Task to complete
Your task is to copy the material exactly.

::::::::::

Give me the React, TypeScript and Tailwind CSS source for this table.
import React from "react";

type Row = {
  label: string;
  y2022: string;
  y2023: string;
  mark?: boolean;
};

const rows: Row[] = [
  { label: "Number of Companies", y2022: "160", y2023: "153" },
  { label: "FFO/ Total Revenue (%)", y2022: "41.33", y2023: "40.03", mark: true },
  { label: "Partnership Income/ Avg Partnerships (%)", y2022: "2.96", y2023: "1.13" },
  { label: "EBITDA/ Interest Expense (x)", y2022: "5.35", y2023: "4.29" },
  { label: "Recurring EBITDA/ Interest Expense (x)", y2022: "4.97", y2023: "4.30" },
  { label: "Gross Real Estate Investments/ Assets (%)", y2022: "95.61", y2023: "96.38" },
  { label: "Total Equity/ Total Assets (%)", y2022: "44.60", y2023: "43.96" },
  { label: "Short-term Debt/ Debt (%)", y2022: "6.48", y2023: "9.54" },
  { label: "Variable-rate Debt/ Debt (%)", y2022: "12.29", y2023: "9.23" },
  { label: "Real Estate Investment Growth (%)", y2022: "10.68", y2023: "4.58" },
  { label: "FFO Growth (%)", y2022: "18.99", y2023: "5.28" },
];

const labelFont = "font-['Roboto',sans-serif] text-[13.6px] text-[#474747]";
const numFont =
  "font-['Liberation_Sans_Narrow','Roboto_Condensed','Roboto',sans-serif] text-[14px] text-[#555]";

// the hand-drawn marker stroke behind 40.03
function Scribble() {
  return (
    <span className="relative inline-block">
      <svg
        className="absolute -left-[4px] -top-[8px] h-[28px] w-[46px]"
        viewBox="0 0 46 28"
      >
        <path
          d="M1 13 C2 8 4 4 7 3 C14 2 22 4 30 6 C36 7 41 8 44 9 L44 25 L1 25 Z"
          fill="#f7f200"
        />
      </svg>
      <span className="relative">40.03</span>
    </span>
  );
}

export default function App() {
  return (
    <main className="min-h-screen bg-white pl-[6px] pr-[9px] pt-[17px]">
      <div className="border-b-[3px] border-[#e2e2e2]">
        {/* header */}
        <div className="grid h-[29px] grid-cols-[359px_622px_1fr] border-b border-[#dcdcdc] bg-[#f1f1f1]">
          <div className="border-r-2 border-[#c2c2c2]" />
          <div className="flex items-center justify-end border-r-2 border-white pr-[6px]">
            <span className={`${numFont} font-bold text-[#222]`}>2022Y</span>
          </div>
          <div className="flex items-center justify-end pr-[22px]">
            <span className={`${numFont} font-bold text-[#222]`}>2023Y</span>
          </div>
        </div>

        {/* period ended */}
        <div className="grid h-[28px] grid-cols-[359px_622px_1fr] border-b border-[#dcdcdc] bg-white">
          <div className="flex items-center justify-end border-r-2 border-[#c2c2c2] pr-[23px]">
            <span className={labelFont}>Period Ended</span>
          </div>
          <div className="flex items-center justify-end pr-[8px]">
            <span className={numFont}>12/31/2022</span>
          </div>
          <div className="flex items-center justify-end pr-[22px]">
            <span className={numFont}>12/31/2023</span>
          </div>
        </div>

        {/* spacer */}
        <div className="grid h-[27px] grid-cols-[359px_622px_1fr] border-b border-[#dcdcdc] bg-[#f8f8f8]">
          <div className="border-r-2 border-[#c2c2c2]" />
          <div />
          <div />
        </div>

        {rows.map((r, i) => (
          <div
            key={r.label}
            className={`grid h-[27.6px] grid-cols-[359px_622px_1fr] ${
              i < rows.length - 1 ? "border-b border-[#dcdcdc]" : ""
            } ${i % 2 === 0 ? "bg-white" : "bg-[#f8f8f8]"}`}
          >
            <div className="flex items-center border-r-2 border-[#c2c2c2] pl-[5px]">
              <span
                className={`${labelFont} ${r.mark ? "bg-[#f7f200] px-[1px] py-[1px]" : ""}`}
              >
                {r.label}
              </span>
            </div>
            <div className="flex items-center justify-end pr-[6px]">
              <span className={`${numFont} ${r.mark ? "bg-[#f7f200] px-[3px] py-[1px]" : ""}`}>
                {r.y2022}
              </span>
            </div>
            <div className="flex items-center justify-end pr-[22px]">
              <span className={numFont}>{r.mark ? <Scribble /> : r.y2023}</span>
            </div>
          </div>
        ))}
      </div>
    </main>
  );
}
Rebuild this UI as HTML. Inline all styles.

::::::::::

Exercise response
Give me the React, TypeScript and Tailwind CSS source for this table.
import React from "react";

type Row = {
  label: string;
  y2022: string;
  y2023: string;
  mark?: boolean;
};

const rows: Row[] = [
  { label: "Number of Companies", y2022: "160", y2023: "153" },
  { label: "FFO/ Total Revenue (%)", y2022: "41.33", y2023: "40.03", mark: true },
  { label: "Partnership Income/ Avg Partnerships (%)", y2022: "2.96", y2023: "1.13" },
  { label: "EBITDA/ Interest Expense (x)", y2022: "5.35", y2023: "4.29" },
  { label: "Recurring EBITDA/ Interest Expense (x)", y2022: "4.97", y2023: "4.30" },
  { label: "Gross Real Estate Investments/ Assets (%)", y2022: "95.61", y2023: "96.38" },
  { label: "Total Equity/ Total Assets (%)", y2022: "44.60", y2023: "43.96" },
  { label: "Short-term Debt/ Debt (%)", y2022: "6.48", y2023: "9.54" },
  { label: "Variable-rate Debt/ Debt (%)", y2022: "12.29", y2023: "9.23" },
  { label: "Real Estate Investment Growth (%)", y2022: "10.68", y2023: "4.58" },
  { label: "FFO Growth (%)", y2022: "18.99", y2023: "5.28" },
];

const labelFont = "font-['Roboto',sans-serif] text-[13.6px] text-[#474747]";
const numFont =
  "font-['Liberation_Sans_Narrow','Roboto_Condensed','Roboto',sans-serif] text-[14px] text-[#555]";

// the hand-drawn marker stroke behind 40.03
function Scribble() {
  return (
    <span className="relative inline-block">
      <svg
        className="absolute -left-[4px] -top-[8px] h-[28px] w-[46px]"
        viewBox="0 0 46 28"
      >
        <path
          d="M1 13 C2 8 4 4 7 3 C14 2 22 4 30 6 C36 7 41 8 44 9 L44 25 L1 25 Z"
          fill="#f7f200"
        />
      </svg>
      <span className="relative">40.03</span>
    </span>
  );
}

export default function App() {
  return (
    <main className="min-h-screen bg-white pl-[6px] pr-[9px] pt-[17px]">
      <div className="border-b-[3px] border-[#e2e2e2]">
        {/* header */}
        <div className="grid h-[29px] grid-cols-[359px_622px_1fr] border-b border-[#dcdcdc] bg-[#f1f1f1]">
          <div className="border-r-2 border-[#c2c2c2]" />
          <div className="flex items-center justify-end border-r-2 border-white pr-[6px]">
            <span className={`${numFont} font-bold text-[#222]`}>2022Y</span>
          </div>
          <div className="flex items-center justify-end pr-[22px]">
            <span className={`${numFont} font-bold text-[#222]`}>2023Y</span>
          </div>
        </div>

        {/* period ended */}
        <div className="grid h-[28px] grid-cols-[359px_622px_1fr] border-b border-[#dcdcdc] bg-white">
          <div className="flex items-center justify-end border-r-2 border-[#c2c2c2] pr-[23px]">
            <span className={labelFont}>Period Ended</span>
          </div>
          <div className="flex items-center justify-end pr-[8px]">
            <span className={numFont}>12/31/2022</span>
          </div>
          <div className="flex items-center justify-end pr-[22px]">
            <span className={numFont}>12/31/2023</span>
          </div>
        </div>

        {/* spacer */}
        <div className="grid h-[27px] grid-cols-[359px_622px_1fr] border-b border-[#dcdcdc] bg-[#f8f8f8]">
          <div className="border-r-2 border-[#c2c2c2]" />
          <div />
          <div />
        </div>

        {rows.map((r, i) => (
          <div
            key={r.label}
            className={`grid h-[27.6px] grid-cols-[359px_622px_1fr] ${
              i < rows.length - 1 ? "border-b border-[#dcdcdc]" : ""
            } ${i % 2 === 0 ? "bg-white" : "bg-[#f8f8f8]"}`}
          >
            <div className="flex items-center border-r-2 border-[#c2c2c2] pl-[5px]">
              <span
                className={`${labelFont} ${r.mark ? "bg-[#f7f200] px-[1px] py-[1px]" : ""}`}
              >
                {r.label}
              </span>
            </div>
            <div className="flex items-center justify-end pr-[6px]">
              <span className={`${numFont} ${r.mark ? "bg-[#f7f200] px-[3px] py-[1px]" : ""}`}>
                {r.y2022}
              </span>
            </div>
            <div className="flex items-center justify-end pr-[22px]">
              <span className={numFont}>{r.mark ? <Scribble /> : r.y2023}</span>
            </div>
          </div>
        ))}
      </div>
    </main>
  );
}
Rebuild this UI as HTML. Inline all styles.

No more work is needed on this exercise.